In its final report, the commission endorsed the use of treatment docket best practices in the abuse and neglect docket and made recommendations to the Supreme Court as to the most appropriate family treatment model for Vermont.

The commission also recommended services that should be routinely offered when an abuse and neglect case is initiated in a court where a family treatment docket is not available. The commission recommended the creation of a regional, pilot treatment docket to help offset resource challenges faced by some smaller communities, emphasized the need for a collaborative approach and recognized the importance of trauma-responsive courts.

The commission also emphasized challenges faced by potential family treatment docket participants and the need for special attention to issues such as hearing times, participant transportation issues and access to treatment.

But there are challenges in getting the structure in place.
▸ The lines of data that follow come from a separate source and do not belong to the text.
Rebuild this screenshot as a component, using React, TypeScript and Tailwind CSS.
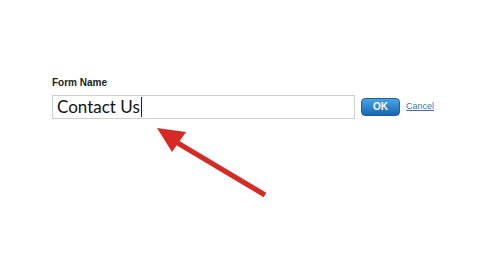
import React from "react";

export default function App() {
  return (
    <div className="relative w-[484px] h-[261px] bg-white overflow-hidden">
      <div className="flex flex-col pt-[77px] pl-[52px]">
        <div className="text-[10px] leading-[12px] font-bold text-[#222]" style={{ fontFamily: '"Liberation Sans", Arial, sans-serif' }}>
          Form Name
        </div>
        <div className="flex items-center mt-[6px]">
          <div className="w-[303px] h-[24px] border border-[#cfcfcf] flex items-center pl-[4px]">
            <span className="text-[17px] leading-[20px] text-[#111]" style={{ fontFamily: 'Lato, "Open Sans", sans-serif' }}>
              Contact Us
            </span>
            <span className="w-[1px] h-[20px] bg-[#222] ml-[1px]" />
          </div>
          <button
            className="ml-[6px] w-[39px] h-[18px] rounded-[4px] bg-gradient-to-b from-[#4aa3e6] to-[#1766b3] border border-[#1a62a8] text-white text-[10px] font-bold leading-none flex items-center justify-center"
            style={{ fontFamily: '"Liberation Sans", Arial, sans-serif' }}
          >
            OK
          </button>
          <a
            href="#"
            className="ml-[6px] text-[9px] text-[#3a74c4] underline"
            style={{ fontFamily: '"Liberation Sans", Arial, sans-serif' }}
          >
            Cancel
          </a>
        </div>
      </div>
      <svg className="absolute left-0 top-0" width="484" height="261" viewBox="0 0 484 261">
        <line x1="176" y1="142" x2="265" y2="195" stroke="#d62a24" strokeWidth="5" strokeLinecap="butt" />
        <polygon points="157,128 186,132 172,152" fill="#d62a24" />
      </svg>
    </div>
  );
}
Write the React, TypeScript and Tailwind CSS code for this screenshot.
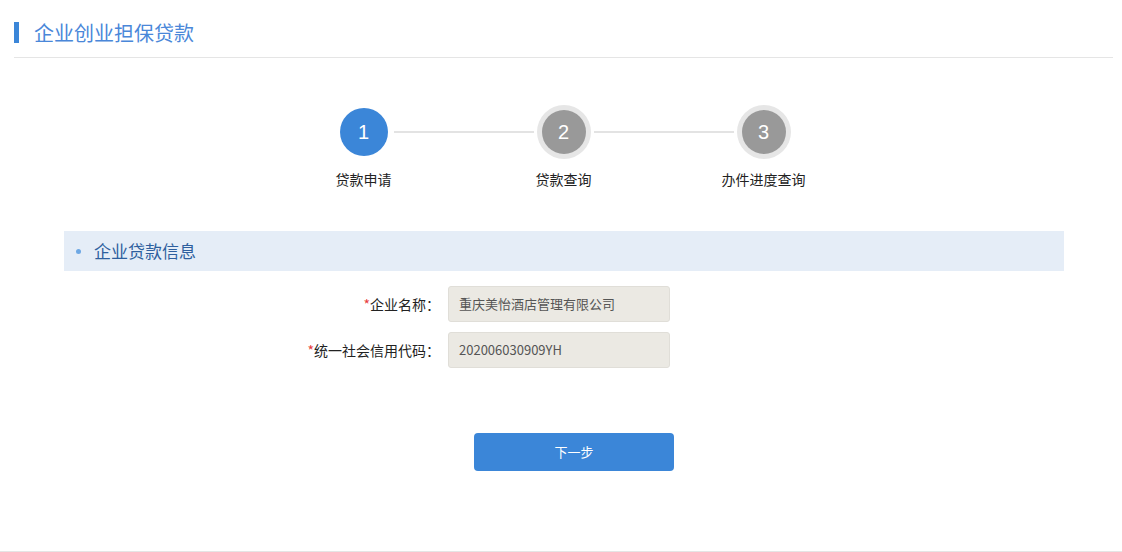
import React from 'react'

const steps = [
  { num: 1, label: '贷款申请', active: true },
  { num: 2, label: '贷款查询', active: false },
  { num: 3, label: '办件进度查询', active: false },
]

function StepCircle({ num, active }: { num: number; active: boolean }) {
  return (
    <div className="w-[54px] h-[54px] flex items-center justify-center shrink-0">
      {active ? (
        <div className="w-[48px] h-[48px] rounded-full bg-[#3b86d8] flex items-center justify-center text-white text-[20px] font-['Liberation_Sans',sans-serif]">
          {num}
        </div>
      ) : (
        <div className="w-[54px] h-[54px] rounded-full bg-[#e6e6e6] flex items-center justify-center">
          <div className="w-[44px] h-[44px] rounded-full bg-[#999999] flex items-center justify-center text-white text-[20px] font-['Liberation_Sans',sans-serif]">
            {num}
          </div>
        </div>
      )}
    </div>
  )
}

export default function App() {
  return (
    <div className="h-[552px] w-full bg-white border-b border-[#e5e5e5] font-['Noto_Sans_CJK_SC','Noto_Sans',sans-serif] text-[#333]">
      <div className="ml-[14px] mr-[9px]">
        {/* title */}
        <div className="flex items-center pt-[20px] pb-[12px] border-b border-[#e5e5e5]">
          <span className="w-[5px] h-[21px] bg-[#3b86d8]" />
          <h1 className="ml-[15px] text-[20px] leading-[25px] text-[#4a87d9]">企业创业担保贷款</h1>
        </div>

        {/* steps */}
        <div className="mt-[47px] flex justify-center items-center">
          <StepCircle num={1} active />
          <div className="w-[140px] h-[2px] mx-[3px] bg-[#e3e3e3]" />
          <StepCircle num={2} active={false} />
          <div className="w-[140px] h-[2px] mx-[3px] bg-[#e3e3e3]" />
          <StepCircle num={3} active={false} />
        </div>
        <div className="mt-[10px] flex justify-center">
          {steps.map((s) => (
            <div key={s.num} className="w-[200px] text-center text-[14px] leading-[20px] text-[#222]">
              {s.label}
            </div>
          ))}
        </div>

        {/* section */}
        <div className="ml-[50px] mr-[49px] mt-[42px]">
          <div className="h-[40px] bg-[#e5edf7] flex items-center pl-[12px]">
            <span className="w-[5px] h-[5px] rounded-full bg-[#6ea8e4]" />
            <span className="ml-[13px] text-[17px] leading-[24px] text-[#2e5f9e]">企业贷款信息</span>
          </div>

          <div className="mt-[15px] flex flex-col gap-[10px]">
            <div className="flex items-center">
              <label className="w-[376px] text-right text-[14px] leading-[20px] text-[#222]">
                <span className="text-[#e83c3c]">*</span>企业名称：
              </label>
              <div className="ml-[8px] w-[222px] h-[36px] rounded-[3px] border border-[#e0ded8] bg-[#ebe9e3] flex items-center pl-[10px] text-[13px] text-[#555]">
                重庆美怡酒店管理有限公司
              </div>
            </div>
            <div className="flex items-center">
              <label className="w-[376px] text-right text-[14px] leading-[20px] text-[#222]">
                <span className="text-[#e83c3c]">*</span>统一社会信用代码：
              </label>
              <div className="ml-[8px] w-[222px] h-[36px] rounded-[3px] border border-[#e0ded8] bg-[#ebe9e3] flex items-center pl-[10px] text-[13px] text-[#555]">
                202006030909YH
              </div>
            </div>
          </div>

          <div className="mt-[65px] ml-[410px]">
            <button className="w-[200px] h-[38px] rounded-[4px] bg-[#3b86d8] text-white text-[13px]">下一步</button>
          </div>
        </div>
      </div>
    </div>
  )
}
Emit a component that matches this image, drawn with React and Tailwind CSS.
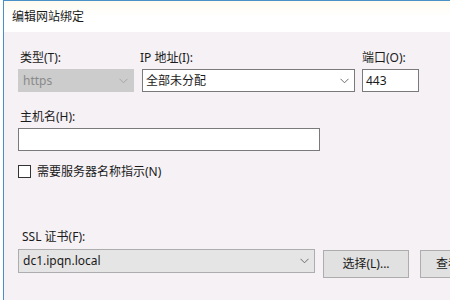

The commission members were mindful the state needs to maximize impact with limited resources, as state budgets continue to run tight.

“A lack of resources both in the courthouse environment and in smaller communities support the creation of regional Family Treatment Dockets, beginning with a pilot docket,” the commission recommended.

That could mean looking regionally for answers.

“Judge rotation and lack of available courtroom space, security personnel, judge time and attorney availability are obstacles to adding another full docket to existing court calendars,” the commission noted. “Many of the smaller counties do not have available treatment or transportation options to support a county-based Family Treatment Docket . a regional approach would ensure that specially-assigned judges and judicial masters, attorneys, and DCF representatives are all adequately trained on treatment court best practices which must be followed to achieve benefits to families.

“Initiating these services as early as possible, with oversight from the court, would increase the likelihood of more successful rehabilitative outcomes for both parents and children,” the commission noted in its report.

We commend the commission for dutifully examining the effectiveness of different treatment docket practices and thoughtfully evaluating the connection between those practices and promoting the best interests of all Vermont children. Unfortunately, times demand it.